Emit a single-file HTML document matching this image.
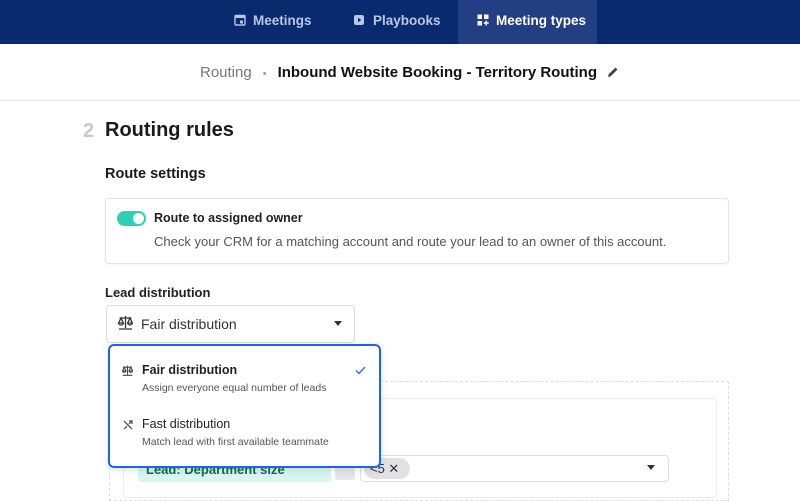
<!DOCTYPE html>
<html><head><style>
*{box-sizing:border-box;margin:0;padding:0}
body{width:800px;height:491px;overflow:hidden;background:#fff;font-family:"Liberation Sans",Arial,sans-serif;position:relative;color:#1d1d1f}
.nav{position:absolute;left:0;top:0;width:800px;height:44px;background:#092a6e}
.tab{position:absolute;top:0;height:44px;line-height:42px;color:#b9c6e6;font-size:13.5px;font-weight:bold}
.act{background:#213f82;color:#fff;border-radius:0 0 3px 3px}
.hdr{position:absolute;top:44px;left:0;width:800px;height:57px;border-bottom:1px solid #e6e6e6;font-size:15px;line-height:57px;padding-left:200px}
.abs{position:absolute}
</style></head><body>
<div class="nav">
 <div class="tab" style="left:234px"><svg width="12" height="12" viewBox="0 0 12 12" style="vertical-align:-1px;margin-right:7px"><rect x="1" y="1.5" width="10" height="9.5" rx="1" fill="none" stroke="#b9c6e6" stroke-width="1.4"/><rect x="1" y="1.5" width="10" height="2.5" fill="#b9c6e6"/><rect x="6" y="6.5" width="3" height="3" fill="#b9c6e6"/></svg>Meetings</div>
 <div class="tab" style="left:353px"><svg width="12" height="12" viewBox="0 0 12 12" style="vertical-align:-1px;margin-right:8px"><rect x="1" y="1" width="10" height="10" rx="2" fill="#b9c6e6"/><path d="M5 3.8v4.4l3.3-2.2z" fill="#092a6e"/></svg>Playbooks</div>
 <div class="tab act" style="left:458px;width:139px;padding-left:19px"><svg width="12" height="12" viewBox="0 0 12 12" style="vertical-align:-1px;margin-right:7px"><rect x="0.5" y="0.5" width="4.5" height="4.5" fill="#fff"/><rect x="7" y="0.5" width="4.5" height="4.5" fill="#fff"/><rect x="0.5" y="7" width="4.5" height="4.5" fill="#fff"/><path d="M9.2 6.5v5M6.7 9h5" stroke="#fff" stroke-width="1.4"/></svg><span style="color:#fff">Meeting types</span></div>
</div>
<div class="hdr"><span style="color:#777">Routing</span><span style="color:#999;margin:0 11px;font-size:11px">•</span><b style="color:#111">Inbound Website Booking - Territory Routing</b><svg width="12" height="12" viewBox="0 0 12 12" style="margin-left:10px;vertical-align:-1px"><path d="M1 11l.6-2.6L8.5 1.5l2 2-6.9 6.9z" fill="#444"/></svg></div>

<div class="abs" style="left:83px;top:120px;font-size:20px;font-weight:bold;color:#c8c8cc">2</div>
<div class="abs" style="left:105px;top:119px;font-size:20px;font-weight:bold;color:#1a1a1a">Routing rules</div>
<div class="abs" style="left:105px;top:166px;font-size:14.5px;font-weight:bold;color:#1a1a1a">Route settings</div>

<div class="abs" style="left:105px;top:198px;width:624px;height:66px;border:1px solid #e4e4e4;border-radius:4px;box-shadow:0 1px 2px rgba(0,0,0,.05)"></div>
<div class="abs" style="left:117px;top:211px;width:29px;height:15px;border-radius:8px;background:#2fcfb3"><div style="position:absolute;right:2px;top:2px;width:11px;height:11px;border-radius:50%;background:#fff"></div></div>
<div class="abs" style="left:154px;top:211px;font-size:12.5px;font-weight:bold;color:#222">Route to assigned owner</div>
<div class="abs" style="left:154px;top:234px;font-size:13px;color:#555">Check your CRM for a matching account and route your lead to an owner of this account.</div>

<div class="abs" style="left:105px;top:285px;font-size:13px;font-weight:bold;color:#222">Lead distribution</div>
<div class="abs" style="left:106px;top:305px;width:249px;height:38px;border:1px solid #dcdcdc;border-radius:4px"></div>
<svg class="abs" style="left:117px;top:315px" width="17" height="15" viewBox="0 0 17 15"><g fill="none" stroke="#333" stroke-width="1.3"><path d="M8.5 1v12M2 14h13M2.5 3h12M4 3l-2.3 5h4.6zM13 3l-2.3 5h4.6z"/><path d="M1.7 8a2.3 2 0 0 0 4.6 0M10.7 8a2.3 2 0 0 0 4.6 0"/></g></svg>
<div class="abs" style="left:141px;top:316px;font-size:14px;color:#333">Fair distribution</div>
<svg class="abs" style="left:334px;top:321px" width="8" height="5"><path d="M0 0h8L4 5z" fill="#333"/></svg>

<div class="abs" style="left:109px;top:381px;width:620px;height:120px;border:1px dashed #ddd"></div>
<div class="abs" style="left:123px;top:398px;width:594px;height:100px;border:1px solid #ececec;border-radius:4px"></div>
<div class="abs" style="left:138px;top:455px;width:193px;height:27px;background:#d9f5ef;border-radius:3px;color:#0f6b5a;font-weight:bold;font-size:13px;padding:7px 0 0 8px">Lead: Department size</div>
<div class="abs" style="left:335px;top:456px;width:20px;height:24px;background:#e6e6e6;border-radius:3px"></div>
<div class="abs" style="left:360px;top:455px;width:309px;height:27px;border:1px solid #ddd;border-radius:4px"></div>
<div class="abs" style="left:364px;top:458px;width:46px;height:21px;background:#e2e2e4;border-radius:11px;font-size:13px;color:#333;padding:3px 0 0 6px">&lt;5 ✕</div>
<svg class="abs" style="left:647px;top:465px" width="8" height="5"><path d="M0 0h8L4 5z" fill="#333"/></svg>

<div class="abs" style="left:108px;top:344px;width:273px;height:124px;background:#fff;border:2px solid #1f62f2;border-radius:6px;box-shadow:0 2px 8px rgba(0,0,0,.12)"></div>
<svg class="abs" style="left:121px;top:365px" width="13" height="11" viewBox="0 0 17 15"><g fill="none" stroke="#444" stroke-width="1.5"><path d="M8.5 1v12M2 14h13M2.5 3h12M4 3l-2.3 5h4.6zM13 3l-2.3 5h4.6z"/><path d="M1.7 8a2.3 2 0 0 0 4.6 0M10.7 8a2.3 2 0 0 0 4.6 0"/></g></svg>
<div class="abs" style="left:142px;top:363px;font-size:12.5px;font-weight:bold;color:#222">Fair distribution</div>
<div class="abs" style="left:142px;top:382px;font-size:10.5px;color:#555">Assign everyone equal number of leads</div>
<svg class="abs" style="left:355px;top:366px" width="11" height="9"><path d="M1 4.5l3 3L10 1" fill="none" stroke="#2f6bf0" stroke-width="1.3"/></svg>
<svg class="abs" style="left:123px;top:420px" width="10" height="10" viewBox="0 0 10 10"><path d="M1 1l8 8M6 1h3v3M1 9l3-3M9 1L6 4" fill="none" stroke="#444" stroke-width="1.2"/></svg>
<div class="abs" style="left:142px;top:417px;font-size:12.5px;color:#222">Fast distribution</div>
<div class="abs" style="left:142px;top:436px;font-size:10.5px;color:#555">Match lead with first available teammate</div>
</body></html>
++++++
## TO DO
Output the material word for word, omitting its pictures.

## TASK RESPONSE
Emit a single-file HTML document matching this image.
<!DOCTYPE html>
<html><head><style>
*{box-sizing:border-box;margin:0;padding:0}
body{width:800px;height:491px;overflow:hidden;background:#fff;font-family:"Liberation Sans",Arial,sans-serif;position:relative;color:#1d1d1f}
.nav{position:absolute;left:0;top:0;width:800px;height:44px;background:#092a6e}
.tab{position:absolute;top:0;height:44px;line-height:42px;color:#b9c6e6;font-size:13.5px;font-weight:bold}
.act{background:#213f82;color:#fff;border-radius:0 0 3px 3px}
.hdr{position:absolute;top:44px;left:0;width:800px;height:57px;border-bottom:1px solid #e6e6e6;font-size:15px;line-height:57px;padding-left:200px}
.abs{position:absolute}
</style></head><body>
<div class="nav">
 <div class="tab" style="left:234px"><svg width="12" height="12" viewBox="0 0 12 12" style="vertical-align:-1px;margin-right:7px"><rect x="1" y="1.5" width="10" height="9.5" rx="1" fill="none" stroke="#b9c6e6" stroke-width="1.4"/><rect x="1" y="1.5" width="10" height="2.5" fill="#b9c6e6"/><rect x="6" y="6.5" width="3" height="3" fill="#b9c6e6"/></svg>Meetings</div>
 <div class="tab" style="left:353px"><svg width="12" height="12" viewBox="0 0 12 12" style="vertical-align:-1px;margin-right:8px"><rect x="1" y="1" width="10" height="10" rx="2" fill="#b9c6e6"/><path d="M5 3.8v4.4l3.3-2.2z" fill="#092a6e"/></svg>Playbooks</div>
 <div class="tab act" style="left:458px;width:139px;padding-left:19px"><svg width="12" height="12" viewBox="0 0 12 12" style="vertical-align:-1px;margin-right:7px"><rect x="0.5" y="0.5" width="4.5" height="4.5" fill="#fff"/><rect x="7" y="0.5" width="4.5" height="4.5" fill="#fff"/><rect x="0.5" y="7" width="4.5" height="4.5" fill="#fff"/><path d="M9.2 6.5v5M6.7 9h5" stroke="#fff" stroke-width="1.4"/></svg><span style="color:#fff">Meeting types</span></div>
</div>
<div class="hdr"><span style="color:#777">Routing</span><span style="color:#999;margin:0 11px;font-size:11px">•</span><b style="color:#111">Inbound Website Booking - Territory Routing</b><svg width="12" height="12" viewBox="0 0 12 12" style="margin-left:10px;vertical-align:-1px"><path d="M1 11l.6-2.6L8.5 1.5l2 2-6.9 6.9z" fill="#444"/></svg></div>

<div class="abs" style="left:83px;top:120px;font-size:20px;font-weight:bold;color:#c8c8cc">2</div>
<div class="abs" style="left:105px;top:119px;font-size:20px;font-weight:bold;color:#1a1a1a">Routing rules</div>
<div class="abs" style="left:105px;top:166px;font-size:14.5px;font-weight:bold;color:#1a1a1a">Route settings</div>

<div class="abs" style="left:105px;top:198px;width:624px;height:66px;border:1px solid #e4e4e4;border-radius:4px;box-shadow:0 1px 2px rgba(0,0,0,.05)"></div>
<div class="abs" style="left:117px;top:211px;width:29px;height:15px;border-radius:8px;background:#2fcfb3"><div style="position:absolute;right:2px;top:2px;width:11px;height:11px;border-radius:50%;background:#fff"></div></div>
<div class="abs" style="left:154px;top:211px;font-size:12.5px;font-weight:bold;color:#222">Route to assigned owner</div>
<div class="abs" style="left:154px;top:234px;font-size:13px;color:#555">Check your CRM for a matching account and route your lead to an owner of this account.</div>

<div class="abs" style="left:105px;top:285px;font-size:13px;font-weight:bold;color:#222">Lead distribution</div>
<div class="abs" style="left:106px;top:305px;width:249px;height:38px;border:1px solid #dcdcdc;border-radius:4px"></div>
<svg class="abs" style="left:117px;top:315px" width="17" height="15" viewBox="0 0 17 15"><g fill="none" stroke="#333" stroke-width="1.3"><path d="M8.5 1v12M2 14h13M2.5 3h12M4 3l-2.3 5h4.6zM13 3l-2.3 5h4.6z"/><path d="M1.7 8a2.3 2 0 0 0 4.6 0M10.7 8a2.3 2 0 0 0 4.6 0"/></g></svg>
<div class="abs" style="left:141px;top:316px;font-size:14px;color:#333">Fair distribution</div>
<svg class="abs" style="left:334px;top:321px" width="8" height="5"><path d="M0 0h8L4 5z" fill="#333"/></svg>

<div class="abs" style="left:109px;top:381px;width:620px;height:120px;border:1px dashed #ddd"></div>
<div class="abs" style="left:123px;top:398px;width:594px;height:100px;border:1px solid #ececec;border-radius:4px"></div>
<div class="abs" style="left:138px;top:455px;width:193px;height:27px;background:#d9f5ef;border-radius:3px;color:#0f6b5a;font-weight:bold;font-size:13px;padding:7px 0 0 8px">Lead: Department size</div>
<div class="abs" style="left:335px;top:456px;width:20px;height:24px;background:#e6e6e6;border-radius:3px"></div>
<div class="abs" style="left:360px;top:455px;width:309px;height:27px;border:1px solid #ddd;border-radius:4px"></div>
<div class="abs" style="left:364px;top:458px;width:46px;height:21px;background:#e2e2e4;border-radius:11px;font-size:13px;color:#333;padding:3px 0 0 6px">&lt;5 ✕</div>
<svg class="abs" style="left:647px;top:465px" width="8" height="5"><path d="M0 0h8L4 5z" fill="#333"/></svg>

<div class="abs" style="left:108px;top:344px;width:273px;height:124px;background:#fff;border:2px solid #1f62f2;border-radius:6px;box-shadow:0 2px 8px rgba(0,0,0,.12)"></div>
<svg class="abs" style="left:121px;top:365px" width="13" height="11" viewBox="0 0 17 15"><g fill="none" stroke="#444" stroke-width="1.5"><path d="M8.5 1v12M2 14h13M2.5 3h12M4 3l-2.3 5h4.6zM13 3l-2.3 5h4.6z"/><path d="M1.7 8a2.3 2 0 0 0 4.6 0M10.7 8a2.3 2 0 0 0 4.6 0"/></g></svg>
<div class="abs" style="left:142px;top:363px;font-size:12.5px;font-weight:bold;color:#222">Fair distribution</div>
<div class="abs" style="left:142px;top:382px;font-size:10.5px;color:#555">Assign everyone equal number of leads</div>
<svg class="abs" style="left:355px;top:366px" width="11" height="9"><path d="M1 4.5l3 3L10 1" fill="none" stroke="#2f6bf0" stroke-width="1.3"/></svg>
<svg class="abs" style="left:123px;top:420px" width="10" height="10" viewBox="0 0 10 10"><path d="M1 1l8 8M6 1h3v3M1 9l3-3M9 1L6 4" fill="none" stroke="#444" stroke-width="1.2"/></svg>
<div class="abs" style="left:142px;top:417px;font-size:12.5px;color:#222">Fast distribution</div>
<div class="abs" style="left:142px;top:436px;font-size:10.5px;color:#555">Match lead with first available teammate</div>
</body></html>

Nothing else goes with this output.